With some help from ctypes (and a lot of black magic!) one can extract the
desired state, and restore it afterwards:
--- begin code ---
import _md5
import ctypes
assert _md5.MD5Type.__basicsize__==96
def get_md5_state(m):
if type(m) is not _md5.MD5Type:
raise TypeError, 'not a _md5.MD5Type instance'
return ctypes.string_at(id(m)+8, 88)
def set_md5_state(m, state):
if type(m) is not _md5.MD5Type:
raise TypeError, 'not a _md5.MD5Type instance'
if not isinstance(state,str):
raise TypeError, 'state must be str'
if len(state)!=88:
raise ValueError, 'len(state) must be 88'
a88 = ctypes.c_char*88
pstate = a88(*list(state))
ctypes.memmove(id(m)+8, ctypes.byref(pstate), 88)
--- end code ---
py> m1 = _md5.new()
py> m1.update("this is a ")
py> s = get_md5_state(m1)
py> del m1
py>
py> m2 = _md5.new()
py> set_md5_state(m2, s)
py> m2.update("short test")
py> print m2.hexdigest()
95ad1986e9a9f19615cea00b7a44b912
py> print _md5.new("this is a short test").hexdigest()
95ad1986e9a9f19615cea00b7a44b912
The code above was only tested with Python 2.5.2 on Windows, not more than
you can see.
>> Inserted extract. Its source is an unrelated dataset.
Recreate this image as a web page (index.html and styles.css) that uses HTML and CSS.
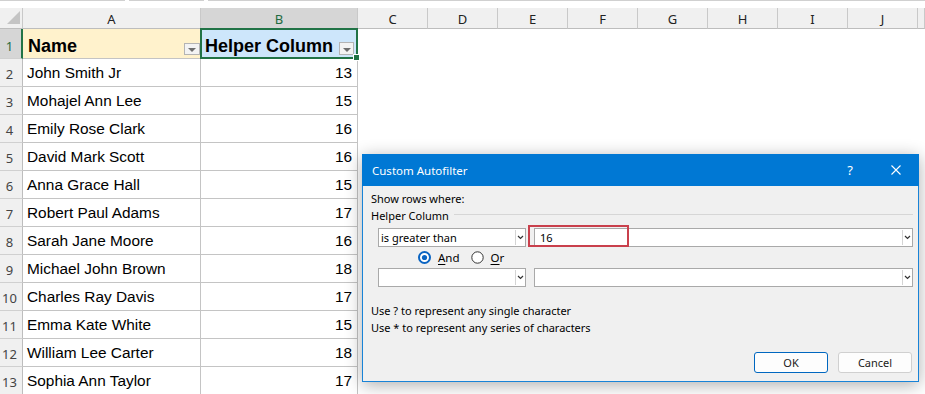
FILE: index.html
```html
<!DOCTYPE html>
<html>
<head>
<meta charset="utf-8">
<link rel="stylesheet" href="styles.css">
</head>
<body>
<div class="topbar"><span class="seg s1"></span><span class="seg s2"></span><span class="seg s3"></span></div>
<div class="sheet">
  <div class="ch corner"><svg class="tri" width="13" height="13" viewBox="0 0 13 13"><polygon points="0,13 13,0 13,13" fill="#c4c4c4"/></svg></div>
  <div class="ch">A</div>
  <div class="ch sel">B</div>
  <div class="ch">C</div>
  <div class="ch">D</div>
  <div class="ch">E</div>
  <div class="ch">F</div>
  <div class="ch">G</div>
  <div class="ch">H</div>
  <div class="ch">I</div>
  <div class="ch">J</div>
  <div class="ch"></div>

  <div class="rh sel">1</div>
  <div class="c hd a1"><span>Name</span><i class="filter f1"></i></div>
  <div class="c hd b1"><span>Helper Column</span><i class="filter f2"></i></div>
  <div class="rest"></div>

  <div class="rh">2</div><div class="c">John Smith Jr</div><div class="c num">13</div><div class="rest"></div>
  <div class="rh">3</div><div class="c">Mohajel Ann Lee</div><div class="c num">15</div><div class="rest"></div>
  <div class="rh">4</div><div class="c">Emily Rose Clark</div><div class="c num">16</div><div class="rest"></div>
  <div class="rh">5</div><div class="c">David Mark Scott</div><div class="c num">16</div><div class="rest"></div>
  <div class="rh">6</div><div class="c">Anna Grace Hall</div><div class="c num">15</div><div class="rest"></div>
  <div class="rh">7</div><div class="c">Robert Paul Adams</div><div class="c num">17</div><div class="rest"></div>
  <div class="rh">8</div><div class="c">Sarah Jane Moore</div><div class="c num">16</div><div class="rest"></div>
  <div class="rh">9</div><div class="c">Michael John Brown</div><div class="c num">18</div><div class="rest"></div>
  <div class="rh">10</div><div class="c">Charles Ray Davis</div><div class="c num">17</div><div class="rest"></div>
  <div class="rh">11</div><div class="c">Emma Kate White</div><div class="c num">15</div><div class="rest"></div>
  <div class="rh">12</div><div class="c">William Lee Carter</div><div class="c num">18</div><div class="rest"></div>
  <div class="rh">13</div><div class="c">Sophia Ann Taylor</div><div class="c num">17</div><div class="rest"></div>
</div>

<div class="dialog">
  <div class="titlebar">
    <span class="title">Custom Autofilter</span>
    <span class="help">?</span>
    <svg class="close" width="10" height="10" viewBox="0 0 10 10"><path d="M0.5 0.5 L9.5 9.5 M9.5 0.5 L0.5 9.5" stroke="#fff" stroke-width="1.1" fill="none"/></svg>
  </div>
  <div class="dbody">
    <div class="lbl">Show rows where:</div>
    <div class="group"><span>Helper Column</span><span class="rule"></span></div>
    <div class="crow">
      <div class="combo op"><span class="ctext">is greater than</span><span class="arrow"><svg width="7" height="5" viewBox="0 0 7 5"><polyline points="1,1 3.5,3.5 6,1" fill="none" stroke="#333" stroke-width="1.2"/></svg></span></div>
      <div class="combo val"><span class="ctext vtext">16</span><span class="arrow"><svg width="7" height="5" viewBox="0 0 7 5"><polyline points="1,1 3.5,3.5 6,1" fill="none" stroke="#333" stroke-width="1.2"/></svg></span><span class="mark"></span></div>
    </div>
    <div class="radios">
      <svg class="radio" width="13" height="13" viewBox="0 0 13 13"><circle cx="6.5" cy="6.5" r="5.5" fill="#fff" stroke="#0a64c2" stroke-width="2"/><circle cx="6.5" cy="6.5" r="2.6" fill="#0a64c2"/></svg>
      <span class="rlabel"><u>A</u>nd</span>
      <svg class="radio r2" width="13" height="13" viewBox="0 0 13 13"><circle cx="6.5" cy="6.5" r="5.7" fill="#fff" stroke="#333" stroke-width="1"/></svg>
      <span class="rlabel"><u>O</u>r</span>
    </div>
    <div class="crow">
      <div class="combo op"><span class="ctext"></span><span class="arrow"><svg width="7" height="5" viewBox="0 0 7 5"><polyline points="1,1 3.5,3.5 6,1" fill="none" stroke="#333" stroke-width="1.2"/></svg></span></div>
      <div class="combo val"><span class="ctext"></span><span class="arrow"><svg width="7" height="5" viewBox="0 0 7 5"><polyline points="1,1 3.5,3.5 6,1" fill="none" stroke="#333" stroke-width="1.2"/></svg></span></div>
    </div>
    <div class="hint first">Use ? to represent any single character</div>
    <div class="hint">Use * to represent any series of characters</div>
    <div class="btns"><span class="btn ok">OK</span><span class="btn">Cancel</span></div>
  </div>
</div>
</body>
</html>
```
FILE: styles.css
```css
html, body {
  margin: 0;
  padding: 0;
}
body {
  width: 925px;
  height: 394px;
  overflow: hidden;
  background: #fff;
  font-family: "Liberation Sans", Arial, sans-serif;
  position: relative;
}
.topbar {
  height: 8px;
  display: flex;
  gap: 4px;
  align-items: flex-start;
}
.seg {
  height: 1px;
  background: #d0d0d0;
}
.s1 { width: 125px; }
.s2 { width: 75px; }
.s3 { flex: 1; }

.sheet {
  display: grid;
  grid-template-columns: 23px 178px 157px repeat(8, 70px) 1fr;
  grid-template-rows: 21px 30px repeat(12, 28px);
}
.sheet > div {
  box-sizing: border-box;
  min-width: 0;
}
.ch {
  background: #f0f0f0;
  border-right: 1px solid #c9c9c9;
  border-bottom: 1px solid #bdbdbd;
  font-family: "Noto Sans", sans-serif;
  font-size: 13px;
  line-height: 20px;
  padding-top: 1px;
  text-align: center;
  color: #222;
}
.ch.sel {
  background: #d6d6d6;
  color: #1e6b40;
}
.corner {
  position: relative;
  padding: 0;
}
.corner .tri {
  display: block;
  margin: 3px 0 0 7px;
}
.rh {
  background: #f0f0f0;
  border-right: 1px solid #bdbdbd;
  border-bottom: 1px solid #d0d0d0;
  font-family: "Noto Sans", sans-serif;
  font-size: 13px;
  line-height: 16px;
  color: #444;
  display: flex;
  align-items: flex-end;
  justify-content: center;
  padding: 0 3px 4px 0;
}
.rh.sel {
  background: #d6d6d6;
  color: #1e6b40;
  border-right: 2px solid #217346;
  padding-right: 2px;
}
.c {
  border-right: 1px solid #c4c4c4;
  border-bottom: 1px solid #c4c4c4;
  display: flex;
  align-items: flex-end;
  padding: 0 4px 4px 4px;
  font-size: 15.4px;
  line-height: 18px;
  white-space: nowrap;
  color: #000;
}
.c.num {
  justify-content: flex-end;
  padding-right: 5px;
}
.c.hd {
  font-weight: bold;
  font-size: 18px;
  line-height: 21px;
  padding-bottom: 1px;
  justify-content: space-between;
}
.a1 {
  background: #fff2cc;
  padding-left: 5px;
  padding-right: 0;
}
.b1 {
  background: #cde6fb;
  padding-left: 4px;
  padding-right: 3px;
  position: relative;
}
.b1::after {
  content: "";
  position: absolute;
  left: -1px;
  top: -1px;
  right: -1px;
  bottom: -1px;
  border: 2px solid #217346;
}
.b1::before {
  content: "";
  position: absolute;
  right: -3px;
  bottom: -3px;
  width: 5px;
  height: 5px;
  background: #217346;
  border: 1px solid #fff;
  z-index: 2;
}
.filter {
  align-self: flex-end;
  margin-bottom: 2px;
  width: 16px;
  height: 12px;
  box-sizing: border-box;
  border: 1px solid #b4b4b4;
  background: #f3f3f3;
  position: relative;
  flex: none;
}
.filter.f2 { width: 15px; height: 13px; }
.filter::after {
  content: "";
  position: absolute;
  left: 50%;
  top: 50%;
  margin-left: -4px;
  margin-top: -1px;
  border-left: 4px solid transparent;
  border-right: 4px solid transparent;
  border-top: 4px solid #6e6e6e;
}
.rest {
  grid-column: 4 / -1;
  background: #fff;
}

/* dialog */
.dialog {
  position: absolute;
  left: 362px;
  top: 154px;
  width: 557px;
  height: 228px;
  box-sizing: border-box;
  border: 1px solid #1883d7;
  border-top: none;
  background: #f0f0f0;
  box-shadow: 0 3px 16px rgba(0, 0, 0, 0.32);
  font-family: "Noto Sans", sans-serif;
  font-size: 11px;
  color: #000;
}
.titlebar {
  height: 32px;
  margin: 0 -1px;
  background: #0078d4;
  display: flex;
  align-items: center;
  padding-left: 10px;
  color: #fff;
}
.title {
  flex: 1;
  font-size: 11.5px;
}
.help {
  width: 10px;
  text-align: center;
  font-size: 13px;
  margin-right: 36px;
}
.close {
  display: block;
  margin-right: 18px;
}
.dbody {
  padding: 5px 5px 0 8px;
}
.lbl {
  line-height: 16px;
}
.group {
  display: flex;
  align-items: center;
  line-height: 16px;
  margin-top: 1px;
}
.rule {
  flex: 1;
  height: 1px;
  background: #d6d6d6;
  margin-left: 5px;
  margin-top: -3px;
}
.crow {
  display: flex;
  gap: 8px;
  margin-top: 4px;
  margin-left: 7px;
}
.radios + .crow {
  margin-top: 0;
}
.combo {
  height: 19px;
  box-sizing: border-box;
  border: 1px solid #a9a9a9;
  background: #fff;
  display: flex;
  align-items: stretch;
  position: relative;
}
.combo.op { width: 148px; }
.combo.val { width: 379px; }
.ctext {
  flex: 1;
  padding-left: 2px;
  line-height: 17px;
  white-space: nowrap;
}
.vtext {
  padding-left: 5px;
}
.arrow {
  width: 9px;
  border-left: 1px solid #d4d4d4;
  margin: 1px 0;
  display: flex;
  align-items: center;
  justify-content: center;
}
.arrow svg {
  display: block;
}
.mark {
  position: absolute;
  left: -7px;
  top: -4px;
  width: 101px;
  height: 22px;
  box-sizing: border-box;
  border: 2px solid #c9404c;
}
.radios {
  display: flex;
  align-items: center;
  height: 20px;
  margin-bottom: 1px;
  padding-left: 47px;
}
.radio {
  display: block;
  flex: none;
}
.rlabel {
  margin-left: 7px;
  font-size: 11.5px;
}
.radio.r2 {
  margin-left: 11px;
}
.rlabel u {
  text-decoration: underline;
  text-underline-offset: 2px;
}
.hint {
  line-height: 17px;
}
.hint.first {
  margin-top: 15px;
}
.btns {
  display: flex;
  justify-content: flex-end;
  gap: 10px;
  margin-top: 16px;
  margin-right: 1px;
}
.btn {
  width: 74px;
  height: 21px;
  box-sizing: border-box;
  border: 1px solid #d0d0d0;
  border-radius: 3px;
  background: #fdfdfd;
  display: flex;
  align-items: center;
  justify-content: center;
  font-size: 11px;
  color: #1a1a1a;
}
.btn.ok {
  border-color: #0067c0;
}
```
It might or might not work with other versions or platforms.
It may even create a (small) black hole and eat your whole town. Use at
your own risk.
--
Gabriel Genellina
Oops, I needed 'EVP_MD_CTX'. I went Googling and found it.
But does Gabriel's work for you?
WOW! I never expected python could be coded like that! Thanks a lot!
On Oct 2, 5:19 pm, "Aaron \"Castironpi\" Brady" <castiro...@gmail.com>
> http://www.google.com/codesearch?hl=en&q=struct+EVP_MD_CTX+show:mV3VB...
>
> But does Gabriel's work for you?- Hide quoted text -
>
> - Show quoted text -
Still need some hack with py2.5 on linux. Maybe I just need soft link /
usr/lib/python2.4/lib-dynload/md5.so to py2.5 :-)
py2.4 is pre-installed on most of the servers, I think.